#### [DATASET EXTRACT]

-=-=-

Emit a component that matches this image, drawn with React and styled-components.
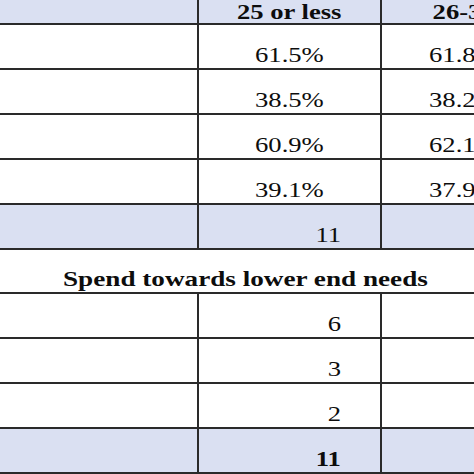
import React from 'react';
import styled, { createGlobalStyle } from 'styled-components';

const GlobalStyle = createGlobalStyle`
    html, body {
        margin: 0;
        padding: 0;
        background: #fff;
        overflow: hidden;
    }
    body {
        width: 474px;
        height: 474px;
        font-family: "Liberation Serif", serif;
        color: #111;
    }
`;

const Sheet = styled.div`
    width: 474px;
    height: 474px;
    overflow: hidden;
`;

const Table = styled.table`
    border-collapse: collapse;
    table-layout: fixed;
    width: 560px;
    font-family: "Liberation Serif", serif;
    font-size: 22px;
    color: #0d0d0d;
`;

const Row = styled.tr`
    height: ${props => props.h || 45}px;
    background: ${props => (props.shade ? '#dae0f2' : '#fff')};
`;

const Cell = styled.td`
    border: 2px solid #2a2a2a;
    border-top: ${props => (props.noTop ? 'none' : '2px solid #2a2a2a')};
    border-left: ${props => (props.first ? 'none' : '2px solid #2a2a2a')};
    padding: 0 ${props => props.pr || 0}px ${props => (props.noTop ? 0 : 1)}px 0;
    vertical-align: bottom;
    text-align: ${props => props.align || 'center'};
    font-weight: ${props => (props.bold ? 700 : 400)};
    white-space: nowrap;
    overflow: hidden;
    line-height: ${props => (props.noTop ? '22px' : '1.15')};
`;

const TitleCell = styled.td`
    border-top: 2px solid #2a2a2a;
    border-bottom: 2px solid #2a2a2a;
    border-left: none;
    border-right: none;
    padding: 0 0 1px 0;
    vertical-align: bottom;
    font-weight: 700;
    white-space: nowrap;
    line-height: 1.15;
`;

const TitleText = styled.span`
    display: inline-block;
    margin-left: 63px;
    transform: scaleX(1.235);
    transform-origin: left center;
`;

const Wide = styled.span`
    display: inline-block;
    transform: scaleX(1.21);
    transform-origin: ${props => props.origin || 'center'} center;
`;

const pctRows = [
    ['61.5%', '61.8%'],
    ['38.5%', '38.2%'],
    ['60.9%', '62.1%'],
    ['39.1%', '37.9%'],
];

const counts = ['6', '3', '2'];

const App = () => {
    return (
        <Sheet>
            <GlobalStyle />
            <Table>
                <colgroup>
                    <col style={{ width: '198px' }} />
                    <col style={{ width: '183px' }} />
                    <col style={{ width: '165px' }} />
                    <col />
                </colgroup>
                <tbody>
                    <Row h={24} shade>
                        <Cell first noTop />
                        <Cell noTop bold><Wide>25 or less</Wide></Cell>
                        <Cell noTop bold><Wide>26-35</Wide></Cell>
                        <Cell noTop bold />
                    </Row>
                    {pctRows.map((r, i) => (
                        <Row key={i}>
                            <Cell first />
                            <Cell><Wide>{r[0]}</Wide></Cell>
                            <Cell><Wide>{r[1]}</Wide></Cell>
                            <Cell />
                        </Row>
                    ))}
                    <Row shade>
                        <Cell first />
                        <Cell align="right" pr={39}><Wide origin="right">11</Wide></Cell>
                        <Cell />
                        <Cell />
                    </Row>
                    <Row h={44}>
                        <TitleCell colSpan={4}>
                            <TitleText>Spend towards lower end needs</TitleText>
                        </TitleCell>
                    </Row>
                    {counts.map((c, i) => (
                        <Row key={i}>
                            <Cell first />
                            <Cell align="right" pr={39}><Wide origin="right">{c}</Wide></Cell>
                            <Cell />
                            <Cell />
                        </Row>
                    ))}
                    <Row shade>
                        <Cell first />
                        <Cell align="right" pr={39} bold><Wide origin="right">11</Wide></Cell>
                        <Cell />
                        <Cell />
                    </Row>
                </tbody>
            </Table>
        </Sheet>
    );
};

export default App;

-=-=-

#### [WHAT THE TASK REQUIRES]
Copy each line of the listing that contains the string "React".

#### [RESPONSE FOR THIS EXERCISE]
Emit a component that matches this image, drawn with React and styled-components.
import React from 'react';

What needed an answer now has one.